● **EXERCISE BRIEF**: Extract, from the listing that follows, each line containing the word "with".

● **AVAILABLE DATA**:
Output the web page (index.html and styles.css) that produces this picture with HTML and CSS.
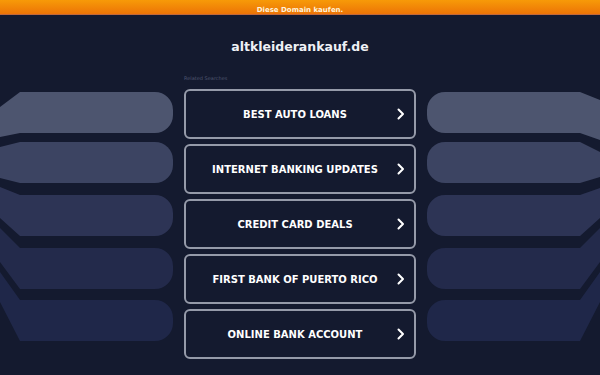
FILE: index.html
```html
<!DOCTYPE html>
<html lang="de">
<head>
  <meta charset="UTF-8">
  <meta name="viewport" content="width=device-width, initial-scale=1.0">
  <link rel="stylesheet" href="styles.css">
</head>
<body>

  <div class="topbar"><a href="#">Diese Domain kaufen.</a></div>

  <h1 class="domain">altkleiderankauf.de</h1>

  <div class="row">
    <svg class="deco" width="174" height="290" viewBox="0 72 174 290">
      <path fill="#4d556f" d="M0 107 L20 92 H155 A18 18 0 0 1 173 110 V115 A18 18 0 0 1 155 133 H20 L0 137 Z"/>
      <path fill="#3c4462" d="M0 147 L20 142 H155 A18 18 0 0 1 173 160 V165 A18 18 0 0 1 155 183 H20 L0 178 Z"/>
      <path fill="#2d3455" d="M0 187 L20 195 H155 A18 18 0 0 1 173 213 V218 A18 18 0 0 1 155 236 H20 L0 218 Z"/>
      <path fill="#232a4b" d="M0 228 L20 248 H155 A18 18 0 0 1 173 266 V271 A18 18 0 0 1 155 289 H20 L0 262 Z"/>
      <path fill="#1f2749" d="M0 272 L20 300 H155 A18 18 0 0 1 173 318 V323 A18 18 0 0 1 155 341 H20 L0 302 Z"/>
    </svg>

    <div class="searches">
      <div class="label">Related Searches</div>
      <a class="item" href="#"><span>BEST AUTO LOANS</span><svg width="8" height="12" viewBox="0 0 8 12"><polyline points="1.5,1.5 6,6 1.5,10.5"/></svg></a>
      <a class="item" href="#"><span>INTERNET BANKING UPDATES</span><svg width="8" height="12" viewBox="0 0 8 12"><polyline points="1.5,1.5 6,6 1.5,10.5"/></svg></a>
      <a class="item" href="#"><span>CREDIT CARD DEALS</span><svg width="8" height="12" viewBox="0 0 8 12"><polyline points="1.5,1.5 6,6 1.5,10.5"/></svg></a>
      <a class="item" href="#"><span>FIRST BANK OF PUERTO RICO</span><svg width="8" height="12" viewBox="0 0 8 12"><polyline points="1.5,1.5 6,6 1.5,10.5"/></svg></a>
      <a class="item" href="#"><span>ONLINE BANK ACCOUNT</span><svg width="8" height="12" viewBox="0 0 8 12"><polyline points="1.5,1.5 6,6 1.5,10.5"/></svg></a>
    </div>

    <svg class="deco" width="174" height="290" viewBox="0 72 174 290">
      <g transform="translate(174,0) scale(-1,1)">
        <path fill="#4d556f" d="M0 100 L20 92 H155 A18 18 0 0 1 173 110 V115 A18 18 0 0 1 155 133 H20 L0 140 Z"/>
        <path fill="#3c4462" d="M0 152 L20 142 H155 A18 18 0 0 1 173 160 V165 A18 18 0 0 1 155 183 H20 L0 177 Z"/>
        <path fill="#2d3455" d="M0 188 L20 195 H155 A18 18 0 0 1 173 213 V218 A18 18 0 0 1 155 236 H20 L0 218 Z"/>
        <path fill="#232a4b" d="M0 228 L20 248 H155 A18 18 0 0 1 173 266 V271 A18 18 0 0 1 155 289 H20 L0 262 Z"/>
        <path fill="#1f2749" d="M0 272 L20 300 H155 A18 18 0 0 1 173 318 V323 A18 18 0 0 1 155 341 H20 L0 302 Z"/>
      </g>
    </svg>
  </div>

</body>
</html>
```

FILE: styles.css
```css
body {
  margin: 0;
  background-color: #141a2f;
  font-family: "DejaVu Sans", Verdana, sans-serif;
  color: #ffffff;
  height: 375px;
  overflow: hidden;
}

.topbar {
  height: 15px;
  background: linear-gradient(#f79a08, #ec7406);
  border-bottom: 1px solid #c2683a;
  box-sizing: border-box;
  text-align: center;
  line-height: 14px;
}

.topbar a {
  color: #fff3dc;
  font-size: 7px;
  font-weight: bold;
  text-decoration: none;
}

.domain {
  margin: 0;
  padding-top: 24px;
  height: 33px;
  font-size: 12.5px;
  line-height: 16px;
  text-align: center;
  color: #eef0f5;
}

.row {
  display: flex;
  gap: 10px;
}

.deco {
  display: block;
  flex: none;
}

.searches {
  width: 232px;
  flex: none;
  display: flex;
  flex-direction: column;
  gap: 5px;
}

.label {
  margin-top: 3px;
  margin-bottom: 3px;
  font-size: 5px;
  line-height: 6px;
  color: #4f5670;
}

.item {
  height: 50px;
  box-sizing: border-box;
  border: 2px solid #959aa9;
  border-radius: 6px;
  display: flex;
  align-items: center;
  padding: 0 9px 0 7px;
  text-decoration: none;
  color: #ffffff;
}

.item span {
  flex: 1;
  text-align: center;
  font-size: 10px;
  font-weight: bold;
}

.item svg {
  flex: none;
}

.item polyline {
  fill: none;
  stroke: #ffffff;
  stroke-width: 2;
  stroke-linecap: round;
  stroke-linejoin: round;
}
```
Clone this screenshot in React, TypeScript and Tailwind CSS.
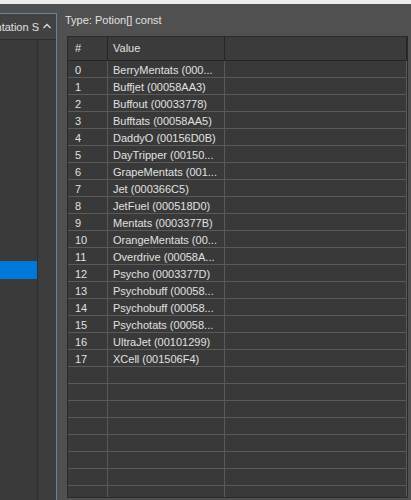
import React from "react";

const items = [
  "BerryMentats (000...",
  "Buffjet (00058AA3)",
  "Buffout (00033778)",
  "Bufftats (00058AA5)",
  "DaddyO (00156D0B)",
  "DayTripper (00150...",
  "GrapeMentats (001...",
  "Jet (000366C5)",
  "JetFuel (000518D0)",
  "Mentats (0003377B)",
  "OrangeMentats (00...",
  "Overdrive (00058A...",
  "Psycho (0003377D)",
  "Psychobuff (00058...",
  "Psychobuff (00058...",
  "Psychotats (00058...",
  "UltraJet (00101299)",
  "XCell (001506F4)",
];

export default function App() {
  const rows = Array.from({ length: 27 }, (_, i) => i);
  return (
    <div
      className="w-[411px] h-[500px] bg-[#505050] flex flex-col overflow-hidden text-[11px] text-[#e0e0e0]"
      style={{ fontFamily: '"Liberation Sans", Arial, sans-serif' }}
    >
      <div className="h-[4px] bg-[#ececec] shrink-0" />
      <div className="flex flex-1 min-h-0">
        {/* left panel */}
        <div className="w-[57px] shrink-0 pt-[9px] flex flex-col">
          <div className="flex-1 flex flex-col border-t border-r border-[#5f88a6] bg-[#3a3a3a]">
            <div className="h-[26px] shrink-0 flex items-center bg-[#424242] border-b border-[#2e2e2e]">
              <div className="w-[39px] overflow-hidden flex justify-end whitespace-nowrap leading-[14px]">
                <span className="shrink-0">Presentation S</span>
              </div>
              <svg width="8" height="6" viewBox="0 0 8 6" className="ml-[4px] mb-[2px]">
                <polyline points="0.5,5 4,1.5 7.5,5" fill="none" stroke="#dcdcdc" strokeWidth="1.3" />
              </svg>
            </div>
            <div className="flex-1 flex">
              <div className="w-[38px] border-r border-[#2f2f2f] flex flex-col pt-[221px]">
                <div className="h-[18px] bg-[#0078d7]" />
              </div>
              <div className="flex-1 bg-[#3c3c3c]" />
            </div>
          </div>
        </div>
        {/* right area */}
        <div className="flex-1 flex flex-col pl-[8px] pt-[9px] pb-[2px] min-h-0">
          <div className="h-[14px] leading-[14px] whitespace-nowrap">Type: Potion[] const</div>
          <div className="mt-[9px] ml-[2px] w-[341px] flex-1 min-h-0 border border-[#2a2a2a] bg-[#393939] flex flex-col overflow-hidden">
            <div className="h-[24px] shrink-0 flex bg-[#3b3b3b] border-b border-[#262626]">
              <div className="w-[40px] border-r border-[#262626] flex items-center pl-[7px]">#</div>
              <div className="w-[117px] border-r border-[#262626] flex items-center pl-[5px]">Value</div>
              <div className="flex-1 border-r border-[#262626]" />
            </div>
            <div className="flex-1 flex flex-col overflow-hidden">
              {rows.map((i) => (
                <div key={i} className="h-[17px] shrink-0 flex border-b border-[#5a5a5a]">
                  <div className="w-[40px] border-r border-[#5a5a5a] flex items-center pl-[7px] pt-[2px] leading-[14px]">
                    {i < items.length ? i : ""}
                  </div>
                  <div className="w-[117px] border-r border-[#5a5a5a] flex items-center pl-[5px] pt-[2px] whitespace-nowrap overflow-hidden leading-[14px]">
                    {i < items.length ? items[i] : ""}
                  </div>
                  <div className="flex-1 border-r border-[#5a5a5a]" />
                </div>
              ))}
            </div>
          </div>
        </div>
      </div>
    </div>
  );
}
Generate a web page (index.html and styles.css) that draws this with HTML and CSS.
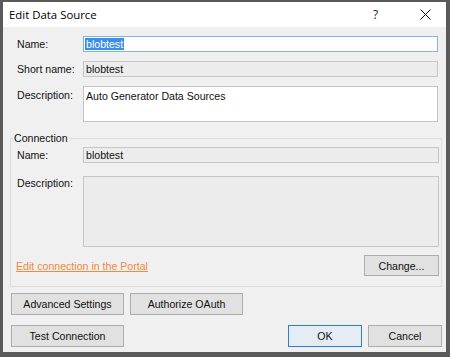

● **RESULT OF THE EXERCISE**:
Output the web page (index.html and styles.css) that produces this picture with HTML and CSS.
Generate a web page (index.html and styles.css) that draws this with HTML and CSS.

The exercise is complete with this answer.